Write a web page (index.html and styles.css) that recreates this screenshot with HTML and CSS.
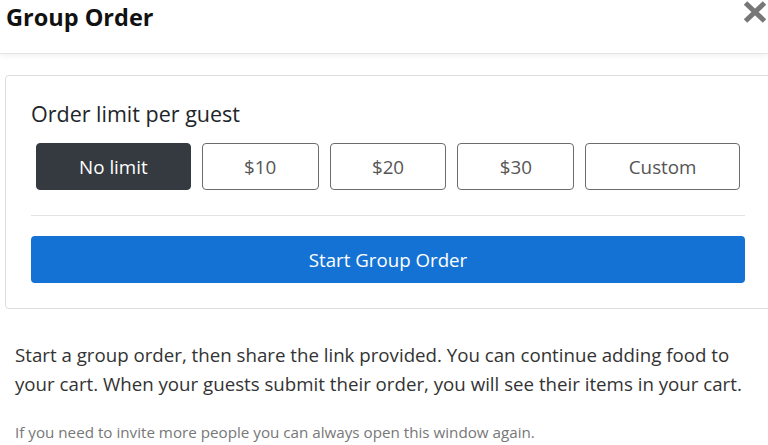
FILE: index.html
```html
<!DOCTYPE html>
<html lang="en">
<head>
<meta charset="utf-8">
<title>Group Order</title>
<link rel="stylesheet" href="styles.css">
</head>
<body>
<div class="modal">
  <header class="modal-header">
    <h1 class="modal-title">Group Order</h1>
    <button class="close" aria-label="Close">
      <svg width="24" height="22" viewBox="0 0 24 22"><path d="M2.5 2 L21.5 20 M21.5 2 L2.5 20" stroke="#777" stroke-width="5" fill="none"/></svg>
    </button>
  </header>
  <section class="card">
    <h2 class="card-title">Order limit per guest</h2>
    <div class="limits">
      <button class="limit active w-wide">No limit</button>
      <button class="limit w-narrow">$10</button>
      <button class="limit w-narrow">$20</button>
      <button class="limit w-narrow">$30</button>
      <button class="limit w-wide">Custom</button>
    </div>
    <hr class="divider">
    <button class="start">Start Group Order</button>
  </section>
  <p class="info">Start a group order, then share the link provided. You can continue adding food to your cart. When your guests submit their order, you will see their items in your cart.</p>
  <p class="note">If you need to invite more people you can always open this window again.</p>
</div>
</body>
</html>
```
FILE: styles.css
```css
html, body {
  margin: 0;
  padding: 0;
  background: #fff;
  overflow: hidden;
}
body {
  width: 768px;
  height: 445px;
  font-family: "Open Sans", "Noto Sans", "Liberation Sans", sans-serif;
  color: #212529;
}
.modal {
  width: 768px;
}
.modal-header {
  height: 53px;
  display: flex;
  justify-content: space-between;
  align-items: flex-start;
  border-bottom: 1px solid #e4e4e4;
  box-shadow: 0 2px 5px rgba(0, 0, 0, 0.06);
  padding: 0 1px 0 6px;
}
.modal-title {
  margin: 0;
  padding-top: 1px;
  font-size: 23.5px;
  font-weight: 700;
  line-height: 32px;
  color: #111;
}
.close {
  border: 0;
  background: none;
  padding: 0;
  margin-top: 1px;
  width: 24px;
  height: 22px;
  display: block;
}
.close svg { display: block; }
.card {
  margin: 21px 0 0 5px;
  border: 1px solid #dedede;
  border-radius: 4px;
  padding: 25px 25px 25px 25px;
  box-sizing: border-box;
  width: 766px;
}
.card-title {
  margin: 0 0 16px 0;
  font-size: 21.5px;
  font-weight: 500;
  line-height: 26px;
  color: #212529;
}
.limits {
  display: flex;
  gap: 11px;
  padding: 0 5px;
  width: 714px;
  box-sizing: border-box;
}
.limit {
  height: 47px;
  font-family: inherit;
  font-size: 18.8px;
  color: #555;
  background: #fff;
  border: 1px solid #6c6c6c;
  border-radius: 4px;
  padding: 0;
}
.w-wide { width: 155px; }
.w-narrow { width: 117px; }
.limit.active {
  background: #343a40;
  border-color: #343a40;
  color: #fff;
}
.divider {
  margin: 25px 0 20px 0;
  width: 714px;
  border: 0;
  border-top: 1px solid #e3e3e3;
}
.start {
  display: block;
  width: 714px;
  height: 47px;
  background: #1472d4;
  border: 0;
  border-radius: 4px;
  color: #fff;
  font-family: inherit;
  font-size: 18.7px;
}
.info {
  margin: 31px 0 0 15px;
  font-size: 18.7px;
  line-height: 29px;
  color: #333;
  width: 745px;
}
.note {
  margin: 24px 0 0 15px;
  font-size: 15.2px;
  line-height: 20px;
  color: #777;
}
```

━━━━━━━━━━━━━━━━

Task instructions >>
Omit the pictures and give the material again, exactly and in full.

Answer to this exercise >>
Write a web page (index.html and styles.css) that recreates this screenshot with HTML and CSS.
FILE: index.html
```html
<!DOCTYPE html>
<html lang="en">
<head>
<meta charset="utf-8">
<title>Group Order</title>
<link rel="stylesheet" href="styles.css">
</head>
<body>
<div class="modal">
  <header class="modal-header">
    <h1 class="modal-title">Group Order</h1>
    <button class="close" aria-label="Close">
      <svg width="24" height="22" viewBox="0 0 24 22"><path d="M2.5 2 L21.5 20 M21.5 2 L2.5 20" stroke="#777" stroke-width="5" fill="none"/></svg>
    </button>
  </header>
  <section class="card">
    <h2 class="card-title">Order limit per guest</h2>
    <div class="limits">
      <button class="limit active w-wide">No limit</button>
      <button class="limit w-narrow">$10</button>
      <button class="limit w-narrow">$20</button>
      <button class="limit w-narrow">$30</button>
      <button class="limit w-wide">Custom</button>
    </div>
    <hr class="divider">
    <button class="start">Start Group Order</button>
  </section>
  <p class="info">Start a group order, then share the link provided. You can continue adding food to your cart. When your guests submit their order, you will see their items in your cart.</p>
  <p class="note">If you need to invite more people you can always open this window again.</p>
</div>
</body>
</html>
```
FILE: styles.css
```css
html, body {
  margin: 0;
  padding: 0;
  background: #fff;
  overflow: hidden;
}
body {
  width: 768px;
  height: 445px;
  font-family: "Open Sans", "Noto Sans", "Liberation Sans", sans-serif;
  color: #212529;
}
.modal {
  width: 768px;
}
.modal-header {
  height: 53px;
  display: flex;
  justify-content: space-between;
  align-items: flex-start;
  border-bottom: 1px solid #e4e4e4;
  box-shadow: 0 2px 5px rgba(0, 0, 0, 0.06);
  padding: 0 1px 0 6px;
}
.modal-title {
  margin: 0;
  padding-top: 1px;
  font-size: 23.5px;
  font-weight: 700;
  line-height: 32px;
  color: #111;
}
.close {
  border: 0;
  background: none;
  padding: 0;
  margin-top: 1px;
  width: 24px;
  height: 22px;
  display: block;
}
.close svg { display: block; }
.card {
  margin: 21px 0 0 5px;
  border: 1px solid #dedede;
  border-radius: 4px;
  padding: 25px 25px 25px 25px;
  box-sizing: border-box;
  width: 766px;
}
.card-title {
  margin: 0 0 16px 0;
  font-size: 21.5px;
  font-weight: 500;
  line-height: 26px;
  color: #212529;
}
.limits {
  display: flex;
  gap: 11px;
  padding: 0 5px;
  width: 714px;
  box-sizing: border-box;
}
.limit {
  height: 47px;
  font-family: inherit;
  font-size: 18.8px;
  color: #555;
  background: #fff;
  border: 1px solid #6c6c6c;
  border-radius: 4px;
  padding: 0;
}
.w-wide { width: 155px; }
.w-narrow { width: 117px; }
.limit.active {
  background: #343a40;
  border-color: #343a40;
  color: #fff;
}
.divider {
  margin: 25px 0 20px 0;
  width: 714px;
  border: 0;
  border-top: 1px solid #e3e3e3;
}
.start {
  display: block;
  width: 714px;
  height: 47px;
  background: #1472d4;
  border: 0;
  border-radius: 4px;
  color: #fff;
  font-family: inherit;
  font-size: 18.7px;
}
.info {
  margin: 31px 0 0 15px;
  font-size: 18.7px;
  line-height: 29px;
  color: #333;
  width: 745px;
}
.note {
  margin: 24px 0 0 15px;
  font-size: 15.2px;
  line-height: 20px;
  color: #777;
}
```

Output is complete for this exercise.